Jeff Spaleta wrote:
On 12/5/05, Jack Tanner <ihok@xxxxxxxxxxx> wrote:
Think "Aunt Tillie". She's got one PC, not several. She just wants it to
be safe from the baddies on the intraweb. QA of an update at a time,
with individual QA of each dependency, is not something she is going to
do. The simple desktop use case is to turn on automated nightly updates,
and to let power users and sysadmins turn those off at their own risk.
"Partial" automated updates do make sense for this scenario.
What AT wants and what is a best practise for AT's situation are very
different things.
I understand that people "desire" the ability to have reliable
automated updates that require absolutely no interaction with the
system. I don't think this project can provide that facility
"reliably" for the majority of users. And if it automated updates
can't be done reliably, then this project should instead focus on
notification of updates and user initiated update pulls.

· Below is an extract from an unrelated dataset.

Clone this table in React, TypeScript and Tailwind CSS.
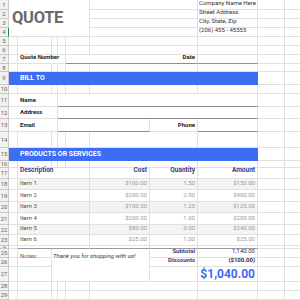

I am not convinced that partial updates are in AT's best
interest...even though its desired.
Allowing normal people to easily ignore errors will only serve to
reduce the amount of error reporting that is occuring about package
updates. Letting users ignore errors by default even more so. If
partial updates can be accomplished with a click of a button, whatever
dialog the AT oriented tool throws up about errors becomes nothing
more than a nag dialog to click through. Turning update error dialogs
into EULA-like nag windows that AT isn't going to read is not useful
nor is it wise. If something unexpected happens AT needs to be told,
and needs to be told how to contact people who can help her
understand, report and resolve the problem. What if the update that
isn't being installed IS a security fix? Since the tools have no
ability to distinguish security updates from feature updates, how can
it be safe to encourage AT ignore the problems?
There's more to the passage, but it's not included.